School’s out for the pandemic

My daughter Arabella was on the honor roll. After the fight with Estelle, Arabella didn’t want to go to school at all. We had a hard, if not almost impossible, time getting her out of bed in the morning for school. She would cause everyone else to be late and they resented her for that. She stopped talking to kids who were previously friends or acquaintances. In fact, she skipped the lunch period altogether and started hanging out in the classroom by herself.

So it didn’t seem like it would be a really bad thing for Arabella when schooling went online. She didn’t really want to be there anyway.

Everyone at our house, however, seemed to have a hard time with online schooling. Clara stopped doing homework altogether since her parents wanted her to go back home to Germany. Estelle was even having a hard time finding motivation to study. Her year in America wasn’t going to count anyway and she was going to have to repeat the year when she went back home to France. She really wanted to be here for the social aspect. But track was cancelled, along with prom, our spring break trip, and everything else she was looking forward to. I couldn’t be too hard on the kids for being depressed that COVID shut their lives down.
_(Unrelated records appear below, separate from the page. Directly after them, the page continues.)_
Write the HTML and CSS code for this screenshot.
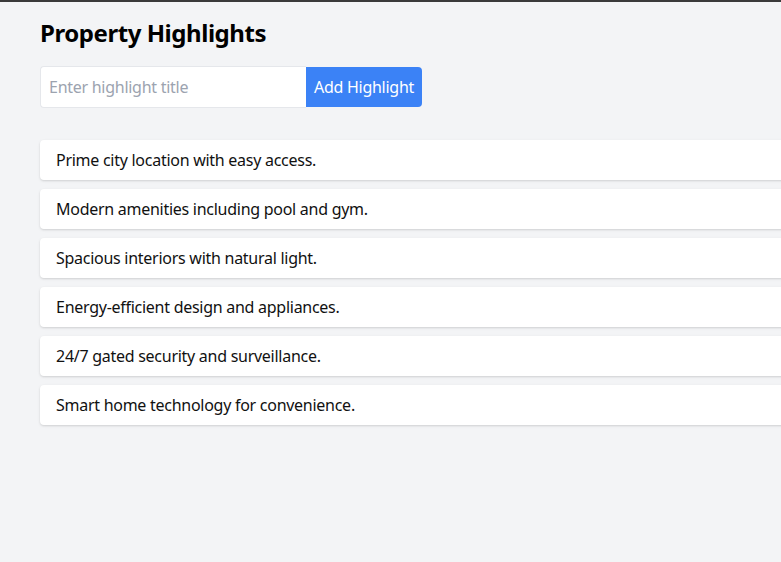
FILE: index.html
```html
<!DOCTYPE html>
<html>
  <head>
    <meta charset="utf-8" />
    <title>Property Highlights</title>
    <link rel="stylesheet" href="styles.css">
  </head>
  <body>
    <div class="page">
      <h1>Property Highlights</h1>
      <div class="addBar">
        <input type="text" name="title" placeholder="Enter highlight title"/>
        <button type="button">Add Highlight</button>
      </div>
      <ul class="highlights">
        <li>Prime city location with easy access.</li>
        <li>Modern amenities including pool and gym.</li>
        <li>Spacious interiors with natural light.</li>
        <li>Energy-efficient design and appliances.</li>
        <li>24/7 gated security and surveillance.</li>
        <li>Smart home technology for convenience.</li>
      </ul>
    </div>
  </body>
</html>
```

FILE: styles.css
```css
html {
  background-color: #f3f4f6;
  color: #111;
  font-family: "Noto Sans", "Open Sans", sans-serif;
  letter-spacing: -0.27px;
  overflow-x: hidden;
}

body {
  margin: 0;
  border-top: 2px solid #3a3a3a;
  min-height: 560px;
}

.page {
  padding: 15px 0 0 40px;
  width: 960px;
}

h1 {
  font-size: 24px;
  line-height: 32px;
  font-weight: 700;
  letter-spacing: -0.45px;
  color: #000;
  margin: 0 0 17px 0;
}

.addBar {
  display: flex;
  margin-bottom: 32px;
}

.addBar input {
  width: 266px;
  height: 42px;
  box-sizing: border-box;
  border: 1px solid #e5e7eb;
  border-right: none;
  border-radius: 4px 0 0 4px;
  padding: 0 8px;
  font: inherit;
  font-size: 16px;
  letter-spacing: -0.27px;
  color: #111;
  background: white;
  outline: none;
}

.addBar input::placeholder {
  color: #9ca3af;
}

.addBar button {
  margin-top: 1px;
  height: 40px;
  padding: 0 8px;
  border: none;
  border-radius: 0 4px 4px 0;
  background-color: #3b82f6;
  color: white;
  font: inherit;
  font-size: 16px;
  letter-spacing: -0.27px;
  cursor: pointer;
}

.highlights {
  list-style: none;
  margin: 0;
  padding: 0;
}

.highlights li {
  background: white;
  border-radius: 4px;
  box-shadow: 0 1px 3px rgba(0, 0, 0, 0.1), 0 1px 2px rgba(0, 0, 0, 0.06);
  padding: 8px 16px;
  line-height: 24px;
  font-size: 16px;
  margin-bottom: 9px;
}
```
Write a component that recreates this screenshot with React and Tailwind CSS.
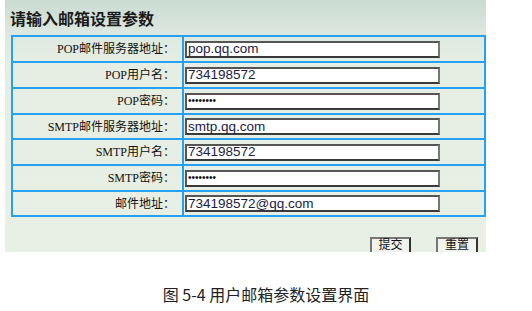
import React from 'react';

const rows = [
  { label: 'POP邮件服务器地址：', value: 'pop.qq.com', h: 'h-[26px]' },
  { label: 'POP用户名：', value: '734198572', h: 'h-[26px]' },
  { label: 'POP密码：', value: '••••••••', secret: true, h: 'h-[26px]' },
  { label: 'SMTP邮件服务器地址：', value: 'smtp.qq.com', h: 'h-[25px]' },
  { label: 'SMTP用户名：', value: '734198572', h: 'h-[26px]' },
  { label: 'SMTP密码：', value: '••••••••', secret: true, h: 'h-[26px]' },
  { label: '邮件地址：', value: '734198572@qq.com', h: 'h-[25px]' },
];

const cjk = { fontFamily: '"Liberation Serif", "Noto Sans CJK SC", serif' };
const sans = { fontFamily: '"Liberation Sans", sans-serif' };

export default function App() {
  return (
    <div className="w-[532px] h-[311px] bg-white overflow-hidden">
      <div className="pl-[5px]">
        <div className="w-[481px] h-[252px] overflow-hidden bg-[linear-gradient(180deg,#c9dbd1_0%,#dbe7df_12%,#e6eee3_25%,#e8efe4_100%)]">
          <div
            className="pl-[5px] pt-[8px] h-[35px] text-[16px] font-bold text-[#1b1b1b] leading-[20px]"
            style={{ fontFamily: '"Noto Sans CJK SC", sans-serif' }}
          >
            请输入邮箱设置参数
          </div>
          <div className="ml-[6px] border-x-2 border-b-2 border-[#25a0f2]">
            {rows.map((r) => (
              <div
                key={r.label}
                className={'grid grid-cols-[169px_1fr] border-t-2 border-[#25a0f2] ' + r.h}
              >
                <div
                  className="flex items-center justify-end pr-[7px] text-[12px] text-[#111]"
                  style={cjk}
                >
                  {r.label}
                </div>
                <div className="flex items-center border-l-2 border-[#25a0f2] pl-[1px]">
                  <div className="w-[255px] h-[17px] bg-white border-2 border-t-[#555] border-l-[#555] border-r-[#777] border-b-[#3a3a3a] flex items-center pl-[1px]">
                    {r.secret ? (
                      <span className="text-[10px] leading-none text-[#111]" style={sans}>
                        {r.value}
                      </span>
                    ) : (
                      <span className="text-[13.5px] leading-none text-[#1a1a48]" style={sans}>
                        {r.value}
                      </span>
                    )}
                  </div>
                </div>
              </div>
            ))}
          </div>
          <div className="flex justify-end gap-[25px] pr-[8px] pt-[20px]">
            <button
              className="w-[41px] h-[20px] flex justify-center items-start border-2 border-t-[#777] border-l-[#777] border-r-[#333] border-b-[#333] bg-[#f1f3ee] text-[12px] leading-[13px] text-[#111]"
              style={cjk}
            >
              提交
            </button>
            <button
              className="w-[42px] h-[20px] flex justify-center items-start border-2 border-t-[#777] border-l-[#777] border-r-[#333] border-b-[#333] bg-[#f1f3ee] text-[12px] leading-[13px] text-[#111]"
              style={cjk}
            >
              重置
            </button>
          </div>
        </div>
      </div>
      <div
        className="mt-[32px] text-center text-[16px] leading-[20px] text-[#222]"
        style={{ fontFamily: '"Noto Sans CJK SC", sans-serif' }}
      >
        图 5-4 用户邮箱参数设置界面
      </div>
    </div>
  );
}
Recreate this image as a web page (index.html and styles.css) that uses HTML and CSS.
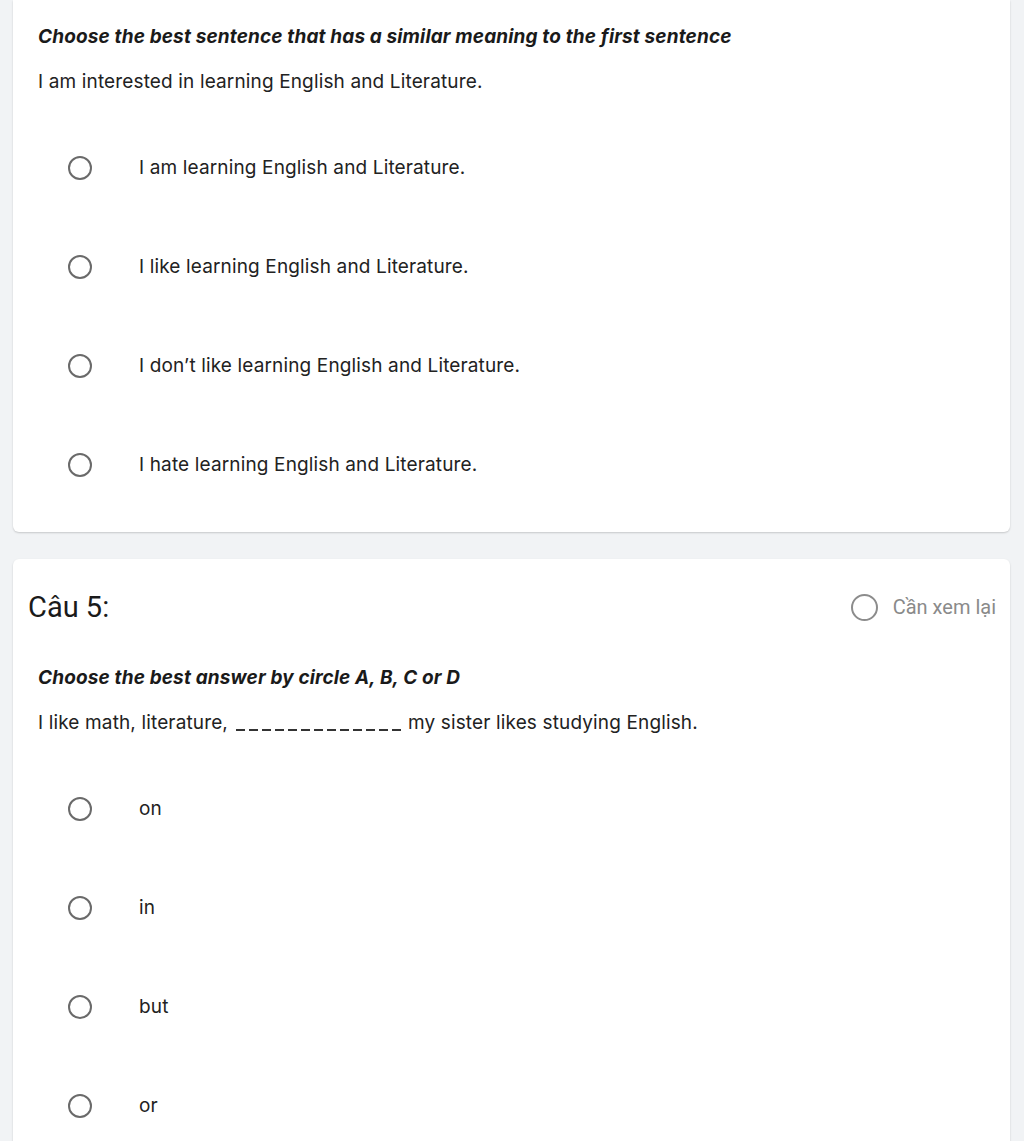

I pretty much let Estelle and Arabella manage their own online homework assignments. I mean, they were honor roll high school students. They were competent and capable of managing their own schedules, or so I thought. Plus, math..

We got a call from the school a few weeks before school was scheduled to end. They told us that Arabella did not do any assignments for a 3 week period and she might fail several classes. As you can imagine this was very upsetting to us. This put her on a tight timeline to finish her classes. Paul helped Arabella put a schedule together and they sat in his office together while Arabella tried to catch up. It was a very stressful time and it created a lot of conflict.

We still had a hard time waking Arabella up for class. She was so far behind and said she couldn’t focus to get stuff done. She was in so deep we didn’t think she could dig herself out. One day Paul lost it. After another day of arguing about having to do homework, Paul lost his temper and kicked Arabella out of the house. Arabella asked if she could stay by her friend Jordan’s for a few days. She promised she would work on her assignments there. I told her she could stay there for a few days until she and her dad cooled off with their arguing. What we were doing here wasn’t working anyway.

I was desperate. No one could tell me how to motivate a previous honor roll student who was struggling with depression through a pandemic get her homework done when all she wanted to do was sleep. Maybe a few days away would be a good idea. Jordan’s mom said it was okay. So I packed up my car with a couple days worth of clothes and all of her homework to drop her off a few days. I told her if she didn’t do her homework, I would pick her back up again. We would be monitoring her progress online.

Somehow she was able to pass all but one class her junior year. Creative writing, that is the class she didn’t pass. It kills me. Oh, the many of things she could’ve wrote about.